The trouble is that the country is being nudged towards an economic order that continues to deal with race and state in outdated and narrow-minded ways. We have government interventions that are constantly captured by the elite. Under volkskapitalisme, it was the Afrikaner capitalists who advocated for state support and lobbied for policies that exploited black South Africans. In the emergent neo-volkskapitalisme order, it is tenderpreneurs but also established elites aided by corrupt officials that seek to direct government resources in favour of their private accumulation of wealth. A network of interests has captured the state at the expense of broad-based economic development.
We have some blueprint for moving forward in the National Development Plan. The future demands that we do things differently and make difficult trade-offs, in a society that exhibits low levels of trust.
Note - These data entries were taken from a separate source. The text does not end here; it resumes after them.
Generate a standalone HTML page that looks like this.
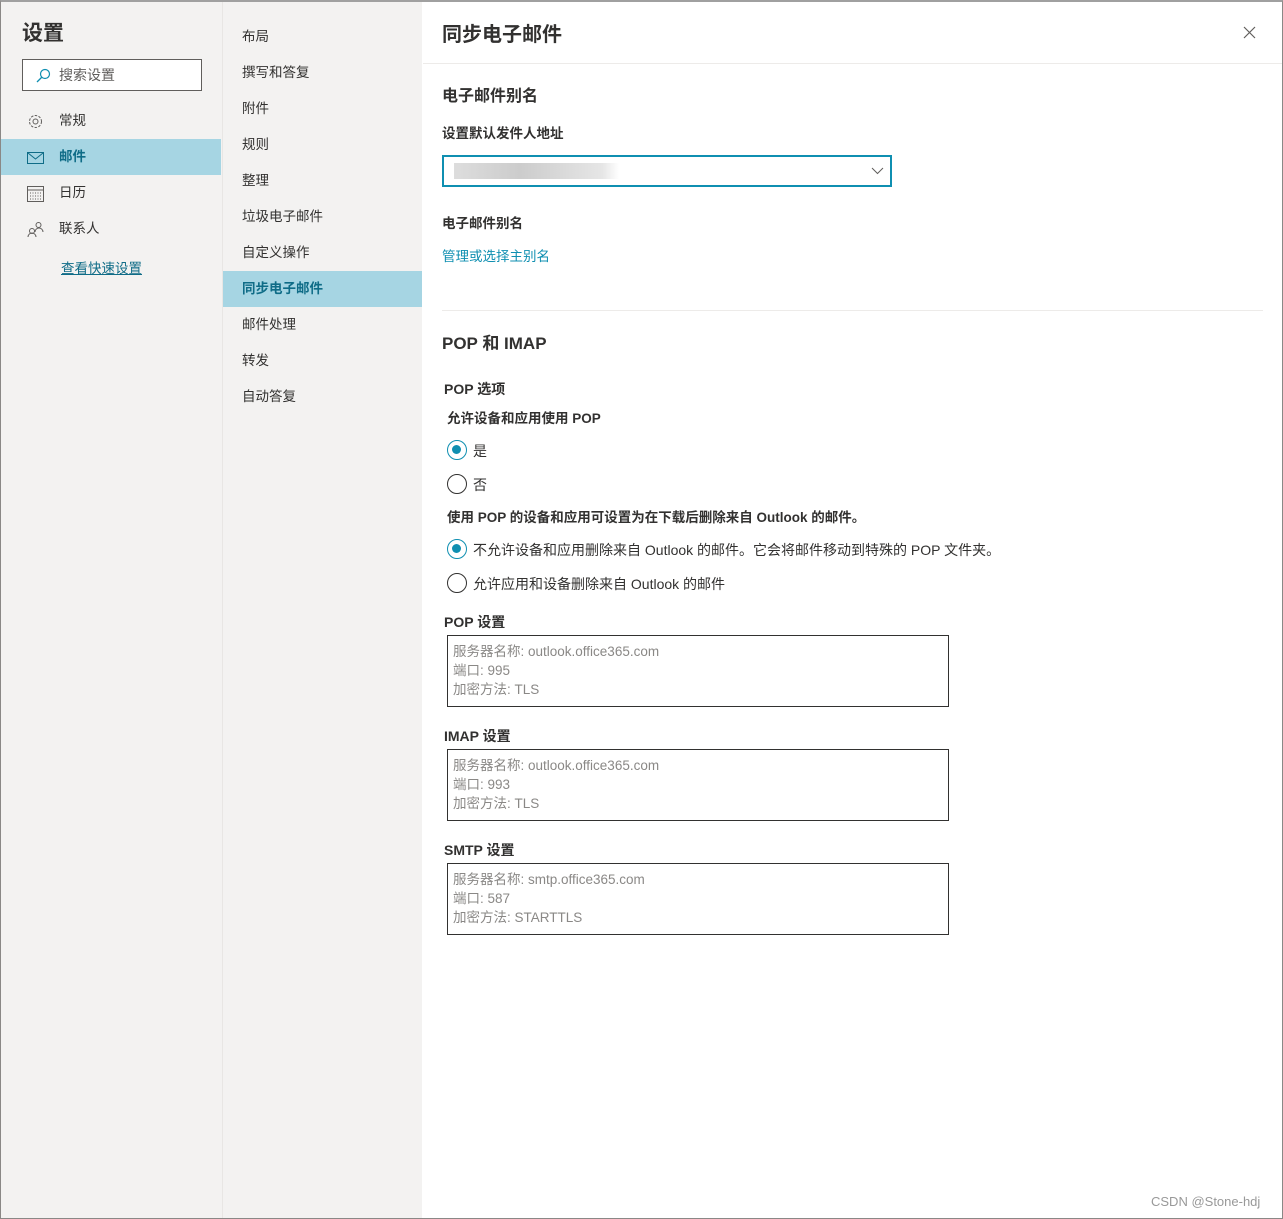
<!DOCTYPE html><html><head><meta charset="utf-8"><style>
*{margin:0;padding:0;box-sizing:border-box}
body{width:1283px;height:1219px;font-family:"Liberation Sans","Noto Sans CJK SC",sans-serif;color:#323130;background:#fff;position:relative;overflow:hidden;font-size:14px}
.abs{position:absolute}
#frame{position:absolute;left:0;top:0;width:1283px;height:1219px;border:1px solid #8a8886;border-top:2px solid #a0a0a0}
#nav1{left:1px;top:2px;width:221px;height:1216px;background:#f3f2f1}
#nav2{left:222px;top:2px;width:200px;height:1216px;background:#f3f2f1;border-left:1px solid #e8e6e4}
.sel{background:#a6d5e3;color:#0f6c87;font-weight:bold}
.n2{position:absolute;left:0;width:199px;height:36px;line-height:36px;padding-left:19px;font-size:13.5px}
.n1{position:absolute;left:0;width:220px;height:36px;line-height:36px;padding-left:58px;font-size:13.5px}
.n1 svg{position:absolute;left:26px;top:10px}
.box{position:absolute;left:447px;width:502px;height:72px;border:1px solid #323130;padding:6px 5px;font-size:13.5px;line-height:19px;color:#8a8886}
.radio{position:absolute;left:447px;width:20px;height:20px;border:1.5px solid #323130;border-radius:50%}
.radio.on{border-color:#0f8fb1}
.radio.on::after{content:"";position:absolute;left:4px;top:4px;width:9px;height:9px;border-radius:50%;background:#0f8fb1}
.rl{position:absolute;left:473px;font-size:14px}
.b{font-weight:bold}
</style></head><body>
<div id="nav1" class="abs">
<div class="abs b" style="left:21px;top:15px;font-size:21px">设置</div>
<div class="abs" style="left:21px;top:57px;width:180px;height:32px;border:1px solid #605e5c;background:#fff;font-size:14px;line-height:30px;padding-left:36px;color:#605e5c">搜索设置
<svg class="abs" style="left:13px;top:8px" width="15" height="15" viewBox="0 0 15 15"><circle cx="9" cy="6" r="4.5" fill="none" stroke="#0f8fb1" stroke-width="1.2"/><path d="M6 9L1 14" stroke="#0f8fb1" stroke-width="1.3"/></svg></div>
<div class="n1" style="top:101px">常规<svg width="17" height="17" viewBox="0 0 17 17"><circle cx="8.5" cy="8.5" r="6" fill="none" stroke="#605e5c" stroke-dasharray="2.5 1.4"/><circle cx="8.5" cy="8.5" r="2.5" fill="none" stroke="#605e5c"/></svg></div>
<div class="n1 sel" style="top:137px">邮件<svg width="17" height="14" viewBox="0 0 17 14" style="top:12px"><rect x="0.5" y="1.5" width="16" height="11" fill="none" stroke="#0f6c87"/><path d="M1 2l7.5 6 7.5-6" fill="none" stroke="#0f6c87"/></svg></div>
<div class="n1" style="top:173px">日历<svg width="17" height="17" viewBox="0 0 17 17"><rect x="0.5" y="1.5" width="16" height="15" fill="none" stroke="#605e5c"/><path d="M1 5h15" stroke="#605e5c"/><path d="M3 8h11M3 11h11M3 14h11" stroke="#605e5c" stroke-dasharray="1 1.5"/></svg></div>
<div class="n1" style="top:209px">联系人<svg width="17" height="17" viewBox="0 0 17 17"><circle cx="5" cy="10" r="2.5" fill="none" stroke="#605e5c"/><path d="M1 16a4 4 0 0 1 8 0" fill="none" stroke="#605e5c"/><circle cx="11.5" cy="4" r="2.5" fill="none" stroke="#605e5c"/><path d="M8 11a4 4 0 0 1 8 0" fill="none" stroke="#605e5c"/></svg></div>
<div class="abs" style="left:60px;top:255px;font-size:13.5px;color:#0f6c87;text-decoration:underline">查看快速设置</div>
</div>
<div id="nav2" class="abs">
<div class="n2" style="top:17px">布局</div>
<div class="n2" style="top:53px">撰写和答复</div>
<div class="n2" style="top:89px">附件</div>
<div class="n2" style="top:125px">规则</div>
<div class="n2" style="top:161px">整理</div>
<div class="n2" style="top:197px">垃圾电子邮件</div>
<div class="n2" style="top:233px">自定义操作</div>
<div class="n2 sel" style="top:269px">同步电子邮件</div>
<div class="n2" style="top:305px">邮件处理</div>
<div class="n2" style="top:341px">转发</div>
<div class="n2" style="top:377px">自动答复</div>
</div>
<div class="abs b" style="left:442px;top:18px;font-size:20px">同步电子邮件</div>
<svg class="abs" style="left:1243px;top:26px" width="13" height="13" viewBox="0 0 13 13"><path d="M1 1l11 11M12 1L1 12" stroke="#605e5c" stroke-width="1.2"/></svg>
<div class="abs" style="left:423px;top:63px;width:859px;height:1px;background:#edebe9"></div>
<div class="abs b" style="left:442px;top:82px;font-size:16px">电子邮件别名</div>
<div class="abs b" style="left:442px;top:122px;font-size:13.5px">设置默认发件人地址</div>
<div class="abs" style="left:442px;top:155px;width:450px;height:32px;border:2px solid #0f8fb1">
<div class="abs" style="left:10px;top:6px;width:165px;height:16px;background:linear-gradient(90deg,#ddd,#ccc 40%,#e6e6e6 90%,#fff)"></div>
<svg class="abs" style="left:427px;top:10px" width="13" height="8" viewBox="0 0 13 8"><path d="M1 1l5.5 5.5L12 1" fill="none" stroke="#605e5c"/></svg></div>
<div class="abs b" style="left:442px;top:212px;font-size:13.5px">电子邮件别名</div>
<div class="abs" style="left:442px;top:245px;font-size:13.5px;color:#0f8fb1">管理或选择主别名</div>
<div class="abs" style="left:442px;top:310px;width:821px;height:1px;background:#edebe9"></div>
<div class="abs b" style="left:442px;top:329px;font-size:17px">POP 和 IMAP</div>
<div class="abs b" style="left:444px;top:379px;font-size:14px">POP 选项</div>
<div class="abs b" style="left:447px;top:407px;font-size:13.5px">允许设备和应用使用 POP</div>
<div class="radio on" style="top:440px"></div><div class="rl" style="top:441px">是</div>
<div class="radio" style="top:474px"></div><div class="rl" style="top:475px">否</div>
<div class="abs b" style="left:447px;top:506px;font-size:13.5px">使用 POP 的设备和应用可设置为在下载后删除来自 Outlook 的邮件。</div>
<div class="radio on" style="top:539px"></div><div class="rl" style="top:540px">不允许设备和应用删除来自 Outlook 的邮件。它会将邮件移动到特殊的 POP 文件夹。</div>
<div class="radio" style="top:573px"></div><div class="rl" style="top:574px">允许应用和设备删除来自 Outlook 的邮件</div>
<div class="abs b" style="left:444px;top:612px;font-size:14px">POP 设置</div>
<div class="box" style="top:635px">服务器名称: outlook.office365.com<br>端口: 995<br>加密方法: TLS</div>
<div class="abs b" style="left:444px;top:726px;font-size:14px">IMAP 设置</div>
<div class="box" style="top:749px">服务器名称: outlook.office365.com<br>端口: 993<br>加密方法: TLS</div>
<div class="abs b" style="left:444px;top:840px;font-size:14px">SMTP 设置</div>
<div class="box" style="top:863px">服务器名称: smtp.office365.com<br>端口: 587<br>加密方法: STARTTLS</div>
<div class="abs" style="left:1151px;top:1194px;font-size:13px;color:#999">CSDN @Stone-hdj</div>
<div id="frame"></div>
</body></html>
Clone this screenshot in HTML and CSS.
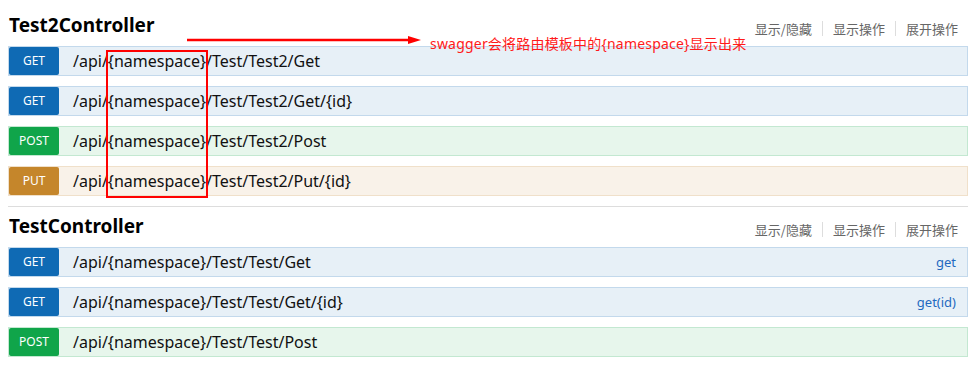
FILE: index.html
```html
<!DOCTYPE html>
<html lang="zh-CN">
<head>
    <meta charset="UTF-8">
    <title>Swagger - Controllers</title>
    <link rel="stylesheet" href="styles.css">
</head>
<body>
    <div class="page">
        <!-- Test2Controller -->
        <div class="resource">
            <div class="resource-header">
                <h2 class="resource-title">Test2Controller</h2>
                <ul class="options">
                    <li>显示/隐藏</li>
                    <li>显示操作</li>
                    <li>展开操作</li>
                </ul>
            </div>
            <div class="op get">
                <span class="method">GET</span>
                <span class="path">/api/{namespace}/Test/Test2/Get</span>
            </div>
            <div class="op get">
                <span class="method">GET</span>
                <span class="path">/api/{namespace}/Test/Test2/Get/{id}</span>
            </div>
            <div class="op post">
                <span class="method">POST</span>
                <span class="path">/api/{namespace}/Test/Test2/Post</span>
            </div>
            <div class="op put">
                <span class="method">PUT</span>
                <span class="path">/api/{namespace}/Test/Test2/Put/{id}</span>
            </div>
        </div>

        <!-- TestController -->
        <div class="resource second">
            <div class="resource-header">
                <h2 class="resource-title">TestController</h2>
                <ul class="options">
                    <li>显示/隐藏</li>
                    <li>显示操作</li>
                    <li>展开操作</li>
                </ul>
            </div>
            <div class="op get">
                <span class="method">GET</span>
                <span class="path">/api/{namespace}/Test/Test/Get</span>
                <span class="nickname">get</span>
            </div>
            <div class="op get">
                <span class="method">GET</span>
                <span class="path">/api/{namespace}/Test/Test/Get/{id}</span>
                <span class="nickname">get(id)</span>
            </div>
            <div class="op post">
                <span class="method">POST</span>
                <span class="path">/api/{namespace}/Test/Test/Post</span>
            </div>
        </div>

        <!-- 标注 -->
        <div class="mark-box"></div>
        <svg class="mark-arrow" width="240" height="12" viewBox="0 0 240 12">
            <line x1="0" y1="6" x2="224" y2="6" stroke="#ff0000" stroke-width="2.5"/>
            <polygon points="221,2 234,6 221,10" fill="#ff0000"/>
        </svg>
        <div class="mark-text">swagger会将路由模板中的{namespace}显示出来</div>
    </div>
</body>
</html>
```

FILE: styles.css
```css
* {
    margin: 0;
    padding: 0;
    box-sizing: border-box;
}

body {
    font-family: 'Noto Sans', 'Noto Sans CJK SC', sans-serif;
    background: white;
    color: #222;
}

.page {
    position: relative;
    width: 977px;
    padding: 6px 9px 0 8px;
}

.resource-header {
    display: flex;
    justify-content: space-between;
    align-items: flex-start;
    height: 40px;
}

.resource-title {
    font-size: 19px;
    font-weight: bold;
    line-height: 26px;
    padding-top: 6px;
    padding-left: 1px;
    color: #000;
}

.options {
    list-style: none;
    display: flex;
    margin-top: 15px;
}

.options li {
    font-family: 'Noto Sans CJK SC', sans-serif;
    font-size: 13px;
    line-height: 15px;
    color: #666;
    padding: 0 10px;
    border-right: 1px solid #ddd;
}

.options li:first-child {
    padding-left: 0;
}

.options li:last-child {
    border-right: none;
}

.op {
    display: flex;
    align-items: center;
    height: 30px;
    margin-bottom: 10px;
    border: 1px solid;
}

.method {
    width: 50px;
    height: 28px;
    line-height: 28px;
    text-align: center;
    color: white;
    font-size: 12px;
    border-radius: 2px;
}

.path {
    margin-left: 14px;
    font-size: 16px;
    color: #111;
}

.nickname {
    margin-left: auto;
    padding-right: 11px;
    font-size: 13px;
    color: #1f69c0;
}

.op.get {
    background: #e7f0f7;
    border-color: #c3d9ec;
}

.op.get .method {
    background: #0f6ab4;
}

.op.post {
    background: #e7f6ec;
    border-color: #c3e8d1;
}

.op.post .method {
    background: #10a54a;
}

.op.put {
    background: #f9f2e9;
    border-color: #f0e0ca;
}

.op.put .method {
    background: #c5862b;
}

.second {
    border-top: 1px solid #ddd;
}

/* 标注层 */
.mark-box {
    position: absolute;
    left: 106px;
    top: 50px;
    width: 102px;
    height: 148px;
    border: 2px solid #ff0000;
}

.mark-arrow {
    position: absolute;
    left: 187px;
    top: 34px;
}

.mark-text {
    position: absolute;
    left: 430px;
    top: 34px;
    font-size: 14px;
    line-height: 20px;
    letter-spacing: 0.2px;
    color: #ff1a1a;
    white-space: nowrap;
}
```
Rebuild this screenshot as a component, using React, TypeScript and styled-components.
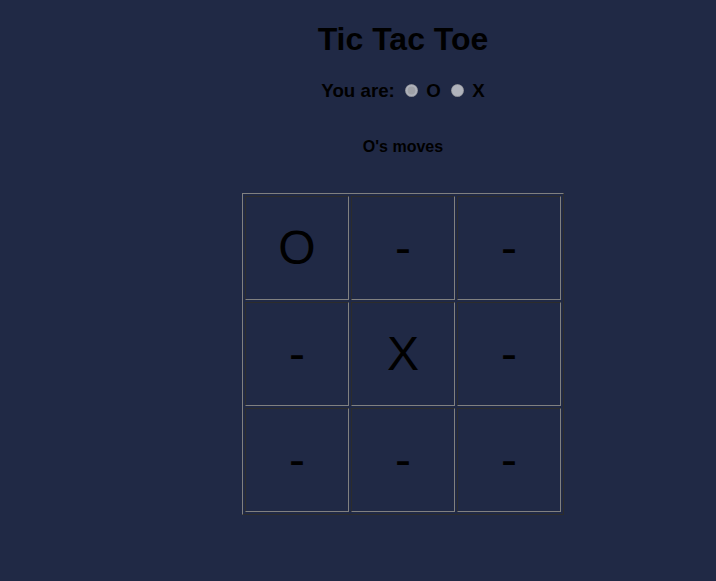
import React, { useState } from 'react';
import styled, { createGlobalStyle } from 'styled-components';

const GlobalStyle = createGlobalStyle`
  body {
    margin: 8px;
    background-color: #202945;
    font-family: "Liberation Sans", Arial, sans-serif;
    color: #000;
  }
`;

const Page = styled.div`
  display: flex;
  flex-direction: column;
  align-items: center;
  padding-left: 90px;
`;

// flex container stops the margin collapsing with body, so take the 8px off here
const Title = styled.h1`
  font-size: 32px;
  font-weight: bold;
  margin: 13.44px 0 21.44px;
`;

const Prompt = styled.h3`
  font-size: 18.72px;
  font-weight: bold;
  margin: 0;
  line-height: normal;
`;

const Radio = styled.input`
  margin: 3px 3px 0 5px;
  width: 13px;
  height: 13px;
`;

const Status = styled.div`
  font-size: 16px;
  font-weight: bold;
  margin-top: 36px;
  margin-bottom: 37px;
`;

const Board = styled.table`
  border: 1px outset grey;
  border-spacing: 2px;
  border-collapse: separate;
`;

const Cell = styled.td`
  width: 100px;
  height: 100px;
  padding: 1px;
  border: 1px inset grey;
  text-align: center;
  vertical-align: middle;
  font-size: 48px;
  font-weight: normal;
  color: #000;
`;

const App = () => {
  const [board] = useState<string[]>(['O', '-', '-', '-', 'X', '-', '-', '-', '-']);
  const rows = [0, 1, 2];

  return (
    <Page>
      <GlobalStyle />
      <Title>Tic Tac Toe</Title>
      <Prompt>
        You are: <Radio type="radio" name="player" checked disabled readOnly /> O{' '}
        <Radio type="radio" name="player" disabled readOnly /> X
      </Prompt>
      <Status>O's moves</Status>
      <Board>
        <tbody>
          {rows.map((r) => (
            <tr key={`row${r}`}>
              {board.slice(r * 3, r * 3 + 3).map((mark, i) => (
                <Cell key={`cell${r * 3 + i}`}>{mark}</Cell>
              ))}
            </tr>
          ))}
        </tbody>
      </Board>
    </Page>
  );
};

export default App;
The challenge for the next administration is two-fold. The first is to articulate the fundamental principles that will govern all economic policies and legislation that emanate from its term. The second is to commit credibly to those principles. The economy can no longer afford inconsistent or mixed messages from the economics cluster. Much as certain government actions can be found to be in conflict with the Constitution and set aside, a similar approach should apply to actions that violate the fundamental principles of the new economic order built on the vision of an efficient, inclusive economy that delivers broad-based prosperity.
I should note that I can’t think of any economic historians in South Africa who have entered public discourse, in the way that, to give a controversial example, Niall Fergusson has. But it’s clear from debates in the media that there are grave misunderstandings about even the recent past. There are some stubborn, and largely wicked ideas, that persist. Is the concept of a Broederbond really salvageable in an open, democratic society? What is the proper role of kings and chiefs in economic governance? How do we make a clean break with the past? Which aspects of the past are worth preserving? These appear to be some of the questions that the current moment demands answers to.